Exchanges online descend into uncharitable spats much faster than in the real world, and this is no coincidence.
A better society, one rigged to promote the sharing of ideas and experiences and the building of communities of shared principles, progresses on the basis that interactions will involve the visibility of each other's faces, and the consequent perception of all they can convey.
These few points are among the reasons that I don't much like the veil.

They are each compounded, however, with the stark and sinister understanding that the rules governing it apply to only one sex.

Practices worth discouraging must haev vehicles by which to discourage them.
And this brings me to a point made by Douglas Murray, made in debate with Tariq Ramadan, noting his opponent's call for "more dialogue on this issue".

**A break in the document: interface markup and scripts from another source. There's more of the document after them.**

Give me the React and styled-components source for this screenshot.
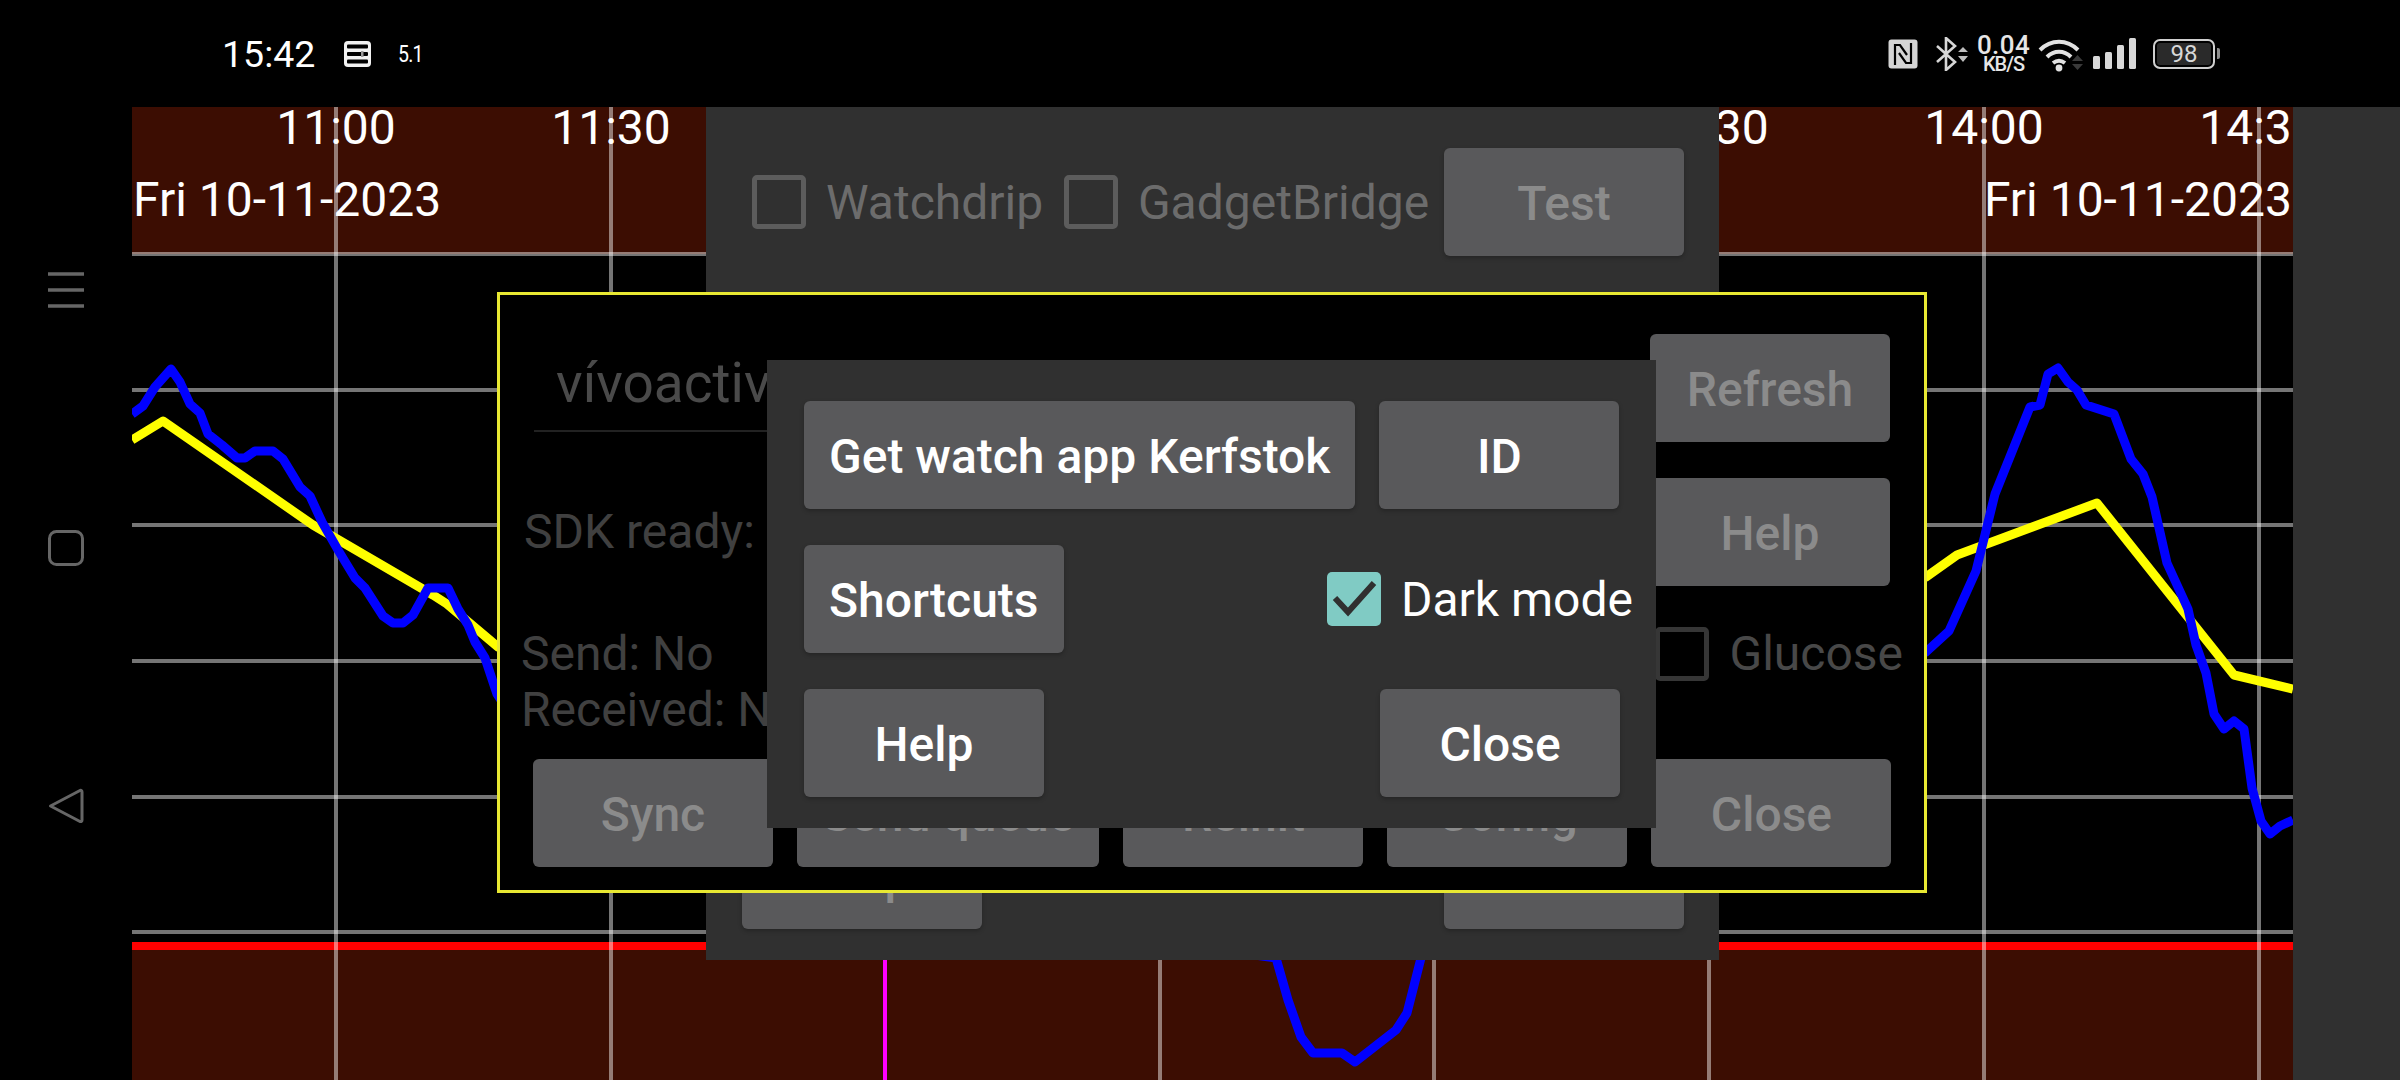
import React from "react";
import styled, { createGlobalStyle } from "styled-components";

const GRID_X = [336, 611, 885, 1160, 1434, 1709, 1984, 2259];
const GRID_Y = [254, 390, 525, 661, 797, 932];
const TIMES = ["11:00", "11:30", "12:00", "12:30", "13:00", "13:30", "14:00", "14:30"];

const BLUE_LINE =
  "132,414 143,406 155,387 171,369 180,382 190,404 200,413 208,434 222,445 237,458 245,458 255,451 273,451 283,459 300,487 310,496 322,522 338,550 355,578 365,588 383,616 393,623 403,623 413,615 428,588 448,588 458,609 468,625 475,642 485,658 497,694 600,850 720,880 1276,958 1288,1000 1301,1037 1313,1053 1342,1053 1355,1062 1396,1030 1407,1013 1421,958 1500,870 1926,652 1949,631 1976,571 1995,494 2030,407 2040,405 2048,374 2058,368 2068,382 2077,390 2086,405 2114,414 2131,459 2143,474 2152,497 2167,563 2188,609 2196,645 2206,673 2214,714 2224,729 2234,721 2244,729 2252,788 2261,821 2270,834 2280,826 2293,820";
const YELLOW_LINE =
  "132,440 163,421 313,525 433,595 447,604 498,647 1000,700 1926,577 1957,555 2097,503 2234,675 2293,689";

const GlobalStyle = createGlobalStyle`
  html,
  body {
    margin: 0;
    background: #000;
    font-family: Roboto, "Liberation Sans", sans-serif;
  }
`;

const Screen = styled.div`
  width: 2400px;
  height: 1080px;
  display: flex;
  flex-direction: column;
  overflow: hidden;
  background: #000;
`;

const StatusBar = styled.header`
  height: 107px;
  flex: none;
  display: flex;
  align-items: center;
  justify-content: space-between;
  padding: 0 185px 0 222px;
  color: #fff;
`;

const StatusGroup = styled.div`
  display: flex;
  align-items: center;
`;

const Clock = styled.span`
  font-size: 37.5px;
  width: 122px;
`;

const NetSpeed = styled.span`
  font-size: 23px;
  letter-spacing: -1px;
  margin-left: 27px;
  margin-top: 2px;
  transform: scaleX(0.85);
  transform-origin: left center;
`;

const Rate = styled.div`
  width: 51px;
  margin: 0 9px 0 10px;
  display: flex;
  flex-direction: column;
  align-items: center;
  color: #e6e6e6;
  font-weight: 500;
  line-height: 1;
`;

const RateValue = styled.span`
  font-size: 26px;
  letter-spacing: 0.4px;
  line-height: 20px;
`;

const RateUnit = styled.span`
  font-size: 20px;
  letter-spacing: -1px;
  line-height: 18px;
`;

const Battery = styled.div`
  position: relative;
  box-sizing: border-box;
  width: 62px;
  height: 30px;
  margin-left: 17px;
  display: flex;
  align-items: center;
  justify-content: center;
  border: 2px solid #cfcfcf;
  border-radius: 7px;
  background: #2a2a2a;
  box-shadow: inset 0 0 0 2px #000;
  color: #d8d8d8;
  font-size: 24px;

  &::after {
    content: "";
    position: absolute;
    right: -7px;
    top: 7px;
    width: 3px;
    height: 11px;
    border-radius: 0 2px 2px 0;
    background: #8c8c8c;
  }
`;

const Body = styled.main`
  flex: 1;
  display: flex;
  min-height: 0;
`;

const NavRail = styled.nav`
  width: 132px;
  flex: none;
  padding-top: 54px;
  display: flex;
  flex-direction: column;
`;

const NavSlot = styled.div`
  height: 258px;
  display: flex;
  align-items: center;
  justify-content: center;
`;

const ChartPane = styled.section`
  position: relative;
  flex: 1;
  overflow: hidden;
`;

const ChartSvg = styled.svg`
  display: block;
  width: 2161px;
  height: 973px;
`;

const SidePanel = styled.aside`
  width: 107px;
  flex: none;
  background: #303030;
`;

const BackDialog = styled.div`
  position: absolute;
  left: 574px;
  top: 0;
  box-sizing: border-box;
  width: 1013px;
  height: 853px;
  padding: 41px 35px 31px 36px;
  display: flex;
  flex-direction: column;
  justify-content: space-between;
  background: #303030;
`;

const WatchDialog = styled.div`
  position: absolute;
  left: 365px;
  top: 185px;
  box-sizing: border-box;
  width: 1430px;
  height: 601px;
  padding: 39px 34px 23px 33px;
  display: flex;
  flex-direction: column;
  border: 3px solid #e8e832;
  background: #000;
`;

const FrontDialog = styled.div`
  position: absolute;
  left: 635px;
  top: 253px;
  box-sizing: border-box;
  width: 889px;
  height: 468px;
  padding: 41px 36px 31px 37px;
  display: flex;
  flex-direction: column;
  gap: 36px;
  background: #303030;
`;

const Row = styled.div`
  display: flex;
  align-items: ${(p) => p.$align || "center"};
  justify-content: ${(p) => p.$justify || "space-between"};
  gap: ${(p) => p.$gap || 0}px;
  margin-top: ${(p) => p.$top || 0}px;
  height: ${(p) => (p.$height ? `${p.$height}px` : "auto")};
`;

const Button = styled.div`
  box-sizing: border-box;
  height: 108px;
  min-width: 240px;
  padding: 2px 25px 0;
  display: flex;
  align-items: center;
  justify-content: center;
  flex: none;
  border-radius: 6px;
  background: #59595b;
  box-shadow: 0 2px 4px rgba(0, 0, 0, 0.25);
  color: ${(p) => (p.$dim ? "#8b8b8b" : "#fff")};
  font-size: 48px;
  font-weight: 500;
  white-space: nowrap;
`;

const Box = styled.span`
  box-sizing: border-box;
  width: 54px;
  height: 54px;
  flex: none;
  display: flex;
  align-items: center;
  justify-content: center;
  border-radius: 5px;
  border: ${(p) => (p.$checked ? "none" : `5px solid ${p.$tone}`)};
  background: ${(p) => (p.$checked ? "#80cbc4" : "transparent")};
`;

const CheckRow = styled.div`
  display: flex;
  align-items: center;
  gap: 20px;
  margin: ${(p) => p.$margin || 0};
  color: ${(p) => p.$color};
  font-size: 48px;
  white-space: nowrap;
`;

const DeviceField = styled.div`
  width: 560px;
  height: 98px;
  margin-left: 1px;
  align-self: flex-start;
  padding: 2px 0 0 22px;
  box-sizing: border-box;
  display: flex;
  align-items: center;
  border-bottom: 2px solid #222;
  color: #4a4a4a;
  font-size: 55px;
  white-space: nowrap;
`;

const InfoText = styled.div`
  margin-left: ${(p) => p.$left || 0}px;
  color: #404040;
  font-size: 48px;
  line-height: 56px;
  white-space: nowrap;
`;

const AxisLabel = styled.text`
  fill: #fff;
  font-family: Roboto, "Liberation Sans", sans-serif;
  font-size: 48px;
`;

const NfcIcon = () => (
  <svg width="30" height="30" viewBox="0 0 30 30" style={{ marginRight: 18 }}>
    <rect x="0.5" y="0.5" width="29" height="29" rx="3" fill="#d4d4d4" />
    <path d="M7 26V6h5l7 10M23 4v20h-5l-7-10" fill="none" stroke="#000" strokeWidth="2.2" />
  </svg>
);

const BluetoothIcon = () => (
  <svg width="32" height="34" viewBox="0 0 32 34">
    <path d="M1 9l18 16-9 8V1l9 8L1 25" fill="none" stroke="#d6d6d6" strokeWidth="2.6" />
    <path d="M22 15l5-5 5 5zM22 19l5 6 5-6z" fill="#bdbdbd" />
  </svg>
);

const WifiIcon = () => (
  <svg width="46" height="36" viewBox="0 0 46 36">
    <g fill="none" stroke="#e2e2e2" strokeWidth="4">
      <path d="M2 14c11-11 27-11 38 0" />
      <path d="M9 21c7-7 17-7 24 0" />
      <path d="M15 27c4-3 8-3 12 0" />
    </g>
    <circle cx="21" cy="32" r="3.4" fill="#e2e2e2" />
    <path d="M34 25l5.500-6 5.500 6zM34 28l5.500 6 5.500-6z" fill="#3a3a3a" />
  </svg>
);

const SignalIcon = () => (
  <svg width="43" height="31" viewBox="0 0 43 31" style={{ marginLeft: 9 }}>
    <g fill="#d8d8d8">
      <rect x="0" y="18" width="7" height="13" rx="1.500" />
      <rect x="12" y="14" width="7" height="17" rx="1.500" />
      <rect x="24" y="7" width="7" height="24" rx="1.500" />
      <rect x="36" y="0" width="7" height="31" rx="1.500" />
    </g>
  </svg>
);

const NotesIcon = () => (
  <svg width="27" height="26" viewBox="0 0 27 26">
    <rect width="27" height="26" rx="4" fill="#f2f2f2" />
    <g fill="#000">
      <rect x="3" y="3.500" width="21" height="4" rx="1" />
      <rect x="3" y="11" width="21" height="4" rx="1" />
      <rect x="3" y="18.500" width="21" height="4" rx="1" />
    </g>
    <rect x="17" y="10" width="2.500" height="6" fill="#999" />
  </svg>
);

const MenuIcon = () => (
  <svg width="36" height="36" viewBox="0 0 36 36">
    <path d="M0 2h36M0 18h36M0 34h36" stroke="#666" strokeWidth="3.500" />
  </svg>
);

const HomeIcon = () => (
  <svg width="36" height="36" viewBox="0 0 36 36">
    <rect x="1.500" y="1.500" width="33" height="33" rx="7" fill="none" stroke="#666" strokeWidth="3" />
  </svg>
);

const BackIcon = () => (
  <svg width="36" height="36" viewBox="0 0 36 36">
    <path
      d="M2.500 18L32 2.500q2-.6 2 1.500v28q0 2-2 1.500z"
      fill="none"
      stroke="#666"
      strokeWidth="3"
      strokeLinejoin="round"
    />
  </svg>
);

const CheckMark = () => (
  <svg width="54" height="54" viewBox="0 0 54 54">
    <path d="M8 26l13 14L47 11" fill="none" stroke="#303030" strokeWidth="6" />
  </svg>
);

const Chart = () => (
  <ChartSvg viewBox="132 107 2161 973">
    <rect x="132" y="107" width="2161" height="147" fill="#3c0d02" />
    <rect x="132" y="949" width="2161" height="131" fill="#3c0d02" />
    <rect x="132" y="942" width="2161" height="8" fill="#f00" />
    {GRID_Y.map((y) => (
      <line key={y} x1="132" x2="2293" y1={y} y2={y} stroke="rgba(255,255,255,0.46)" strokeWidth="4" />
    ))}
    {GRID_X.map((x) => (
      <line
        key={x}
        x1={x}
        x2={x}
        y1="107"
        y2="1080"
        stroke={x === 885 ? "#f0f" : "rgba(255,255,255,0.46)"}
        strokeWidth="4"
      />
    ))}
    <polyline points={YELLOW_LINE} fill="none" stroke="#ff0" strokeWidth="9" strokeLinejoin="round" />
    <polyline points={BLUE_LINE} fill="none" stroke="#00f" strokeWidth="9" strokeLinejoin="round" />
    {TIMES.map((t, i) => (
      <AxisLabel key={t} x={GRID_X[i]} y="144" textAnchor="middle">
        {t}
      </AxisLabel>
    ))}
    <AxisLabel x="133" y="216">
      Fri 10-11-2023
    </AxisLabel>
    <AxisLabel x="2292" y="216" textAnchor="end">
      Fri 10-11-2023
    </AxisLabel>
  </ChartSvg>
);

const App = () => {
  return (
    <Screen>
      <GlobalStyle />
      <StatusBar>
        <StatusGroup>
          <Clock>15:42</Clock>
          <NotesIcon />
          <NetSpeed>5.1</NetSpeed>
        </StatusGroup>
        <StatusGroup>
          <NfcIcon />
          <BluetoothIcon />
          <Rate>
            <RateValue>0.04</RateValue>
            <RateUnit>KB/S</RateUnit>
          </Rate>
          <WifiIcon />
          <SignalIcon />
          <Battery>98</Battery>
        </StatusGroup>
      </StatusBar>

      <Body>
        <NavRail>
          <NavSlot>
            <MenuIcon />
          </NavSlot>
          <NavSlot>
            <HomeIcon />
          </NavSlot>
          <NavSlot>
            <BackIcon />
          </NavSlot>
        </NavRail>

        <ChartPane>
          <Chart />

          <BackDialog>
            <Row>
              <CheckRow $color="#6c6c6c" $margin="0 0 0 10px">
                <Box $tone="#5c5c5c" />
                Watchdrip
              </CheckRow>
              <CheckRow $color="#6c6c6c" $margin="0 9px 0 15px">
                <Box $tone="#5c5c5c" />
                GadgetBridge
              </CheckRow>
              <Button $dim>Test</Button>
            </Row>
            <Row>
              <Button $dim>Help</Button>
              <Button $dim>Close</Button>
            </Row>
          </BackDialog>

          <WatchDialog>
            <Row $align="flex-start">
              <DeviceField>vívoactive 4</DeviceField>
              <Button $dim>Refresh</Button>
            </Row>
            <Row $top={36}>
              <InfoText $left={-9}>SDK ready:</InfoText>
              <Button $dim>Help</Button>
            </Row>
            <Row $height={173} $align="flex-start">
              <InfoText $left={-12}>
                <div style={{ height: 40 }} />
                Send: No
                <br />
                Received: No
              </InfoText>
              <CheckRow $color="#484848" $margin="39px -13px 0 0">
                <Box $tone="#363636" />
                Glucose
              </CheckRow>
            </Row>
            <Row $gap={24} $justify="flex-start">
              <Button $dim>Sync</Button>
              <Button $dim>Send queue</Button>
              <Button $dim>Reinit</Button>
              <Button $dim>Config</Button>
              <Button $dim>Close</Button>
            </Row>
          </WatchDialog>

          <FrontDialog>
            <Row $gap={24} $justify="flex-start">
              <Button>Get watch app Kerfstok</Button>
              <Button>ID</Button>
            </Row>
            <Row>
              <Button>Shortcuts</Button>
              <CheckRow $color="#fff" $margin="0 -13px 0 0">
                <Box $checked>
                  <CheckMark />
                </Box>
                Dark mode
              </CheckRow>
            </Row>
            <Row>
              <Button>Help</Button>
              <Button>Close</Button>
            </Row>
          </FrontDialog>
        </ChartPane>

        <SidePanel />
      </Body>
    </Screen>
  );
};

export default App;
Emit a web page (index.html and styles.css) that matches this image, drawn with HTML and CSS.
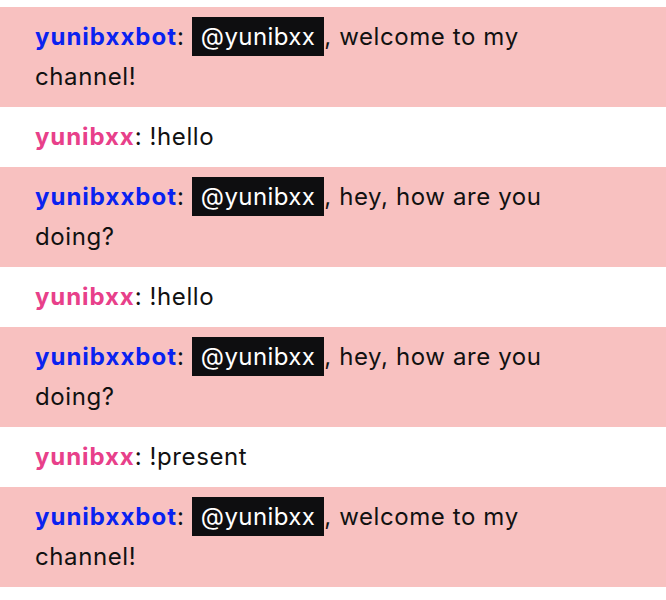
FILE: index.html
```html
<!DOCTYPE html>
<html>
<head>
<meta charset="utf-8">
<link rel="stylesheet" href="styles.css">
</head>
<body>
<div class="chat">
  <div class="msg bot"><span class="bot-name">yunibxxbot</span>: <span class="mention">@yunibxx</span>, welcome to my channel!</div>
  <div class="msg"><span class="user-name">yunibxx</span>: !hello</div>
  <div class="msg bot"><span class="bot-name">yunibxxbot</span>: <span class="mention">@yunibxx</span>, hey, how are you doing?</div>
  <div class="msg"><span class="user-name">yunibxx</span>: !hello</div>
  <div class="msg bot"><span class="bot-name">yunibxxbot</span>: <span class="mention">@yunibxx</span>, hey, how are you doing?</div>
  <div class="msg"><span class="user-name">yunibxx</span>: !present</div>
  <div class="msg bot"><span class="bot-name">yunibxxbot</span>: <span class="mention">@yunibxx</span>, welcome to my channel!</div>
</div>
</body>
</html>
```

FILE: styles.css
```css
html, body {
  margin: 0;
  padding: 0;
  background: #ffffff;
}
body {
  font-family: Inter, "Noto Sans", sans-serif;
  font-size: 24px;
  color: #111111;
  letter-spacing: 0.6px;
}
.chat {
  padding-top: 7px;
  display: flex;
  flex-direction: column;
}
.msg {
  padding: 10px 55px 10px 35px;
  line-height: 40px;
}
.msg.bot {
  background: #f8c1c0;
}
.bot-name {
  color: #0a22f0;
  font-weight: 700;
  letter-spacing: 1px;
}
.user-name {
  color: #e8408a;
  font-weight: 700;
  letter-spacing: 0.9px;
}
.mention {
  background: #0e0e10;
  color: #ffffff;
  padding: 5px 9px;
  letter-spacing: 0.4px;
}
```
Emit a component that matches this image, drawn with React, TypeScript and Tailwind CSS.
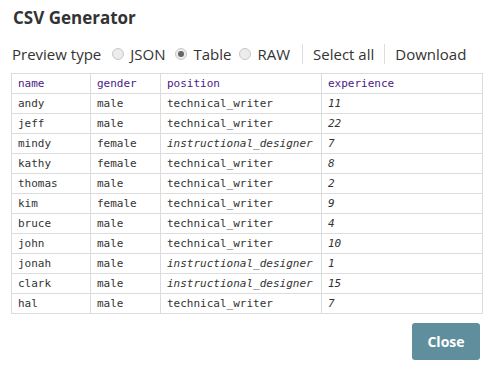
import React from "react";

const rows: [string, string, string, string][] = [
  ["andy", "male", "technical_writer", "11"],
  ["jeff", "male", "technical_writer", "22"],
  ["mindy", "female", "instructional_designer", "7"],
  ["kathy", "female", "technical_writer", "8"],
  ["thomas", "male", "technical_writer", "2"],
  ["kim", "female", "technical_writer", "9"],
  ["bruce", "male", "technical_writer", "4"],
  ["john", "male", "technical_writer", "10"],
  ["jonah", "male", "instructional_designer", "1"],
  ["clark", "male", "instructional_designer", "15"],
  ["hal", "male", "technical_writer", "7"],
];

function Radio({ checked }: { checked?: boolean }) {
  return (
    <span className="inline-flex w-[12px] h-[12px] rounded-full border border-[#c8c8c8] bg-[#ececec] items-center justify-center mr-[6px]">
      {checked && <span className="w-[6px] h-[6px] rounded-full bg-[#666]" />}
    </span>
  );
}

export default function App() {
  const mono = { fontFamily: "'DejaVu Sans Mono', monospace" };
  return (
    <div
      className="w-[495px] h-[370px] bg-white text-[#333] relative"
      style={{ fontFamily: "'Open Sans', sans-serif" }}
    >
      <div className="pl-[13px] pt-[6px] text-[17px] font-bold leading-[24px] text-[#333]">
        CSV Generator
      </div>
      <div className="flex items-center pl-[12px] mt-[13px] h-[22px] text-[15px] text-[#333]">
        <span className="mr-[11px]">Preview type</span>
        <label className="flex items-center mr-[10px]">
          <Radio />
          JSON
        </label>
        <label className="flex items-center mr-[8px]">
          <Radio checked />
          Table
        </label>
        <label className="flex items-center">
          <Radio />
          RAW
        </label>
        <span className="w-px h-[20px] bg-[#ddd] ml-[12px] mr-[10px]" />
        <span>Select all</span>
        <span className="w-px h-[20px] bg-[#ddd] ml-[10px] mr-[10px]" />
        <span>Download</span>
      </div>
      <table
        className="ml-[11px] mt-[8px] border-collapse text-[11px] leading-[19px]"
        style={mono}
      >
        <thead>
          <tr>
            {["name", "gender", "position", "experience"].map((h, i) => (
              <th
                key={h}
                className={`border border-[#dcdcdc] text-left font-normal text-[#4b1a86] pl-[6px] py-0 h-[20px] ${
                  ["w-[79px]", "w-[70px]", "w-[161px]", "w-[161px]"][i]
                }`}
              >
                {h}
              </th>
            ))}
          </tr>
        </thead>
        <tbody>
          {rows.map((r) => (
            <tr key={r[0]}>
              <td className="border border-[#dcdcdc] pl-[6px] h-[20px]">{r[0]}</td>
              <td className="border border-[#dcdcdc] pl-[6px]">{r[1]}</td>
              <td
                className={`border border-[#dcdcdc] pl-[6px] ${
                  r[2] === "instructional_designer" ? "italic" : ""
                }`}
              >
                {r[2]}
              </td>
              <td className="border border-[#dcdcdc] pl-[6px] italic">{r[3]}</td>
            </tr>
          ))}
        </tbody>
      </table>
      <div className="flex justify-end pr-[15px] mt-[9px]">
        <button className="w-[68px] h-[37px] rounded-[3px] bg-[#5f8f9c] text-white font-bold text-[14px]">
          Close
        </button>
      </div>
    </div>
  );
}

Murray agrees, as would anyone, that more dialogue is warranted; but he asks how that dialogue should begin.
"What could be more innocuous", he wonders, "than a cartoon, a joke or an article?"

And here, we all stumble upon the unhappy fact that the rules of the game are being rigged to make this dialogue, which is so often declared as necessary, a very difficult affair indeed.
To declare that jokes about Islamic practices are wrong, as those demanding the apology are, is to retard the possibility for this necessary dialogue to the point of its being doomed to failure before it even leaves the ground.

We must understand the implications of this line.
In any conversation worth having, feelings will hurt. I say this because the conversations that matter are those which challenge our deepest-held positions and beliefs.

These moments in life, where one is forced by intellectual honesty to change one's mind, are worth cherishing.
To seek to protect Muslims from these challenges is, as well as being thoroughly demeaning, axiomatically to hinder their prospect of enjoying these moments in life.

The calls for apology fail in principle and practice, and we should pay attention to the path on which we embark.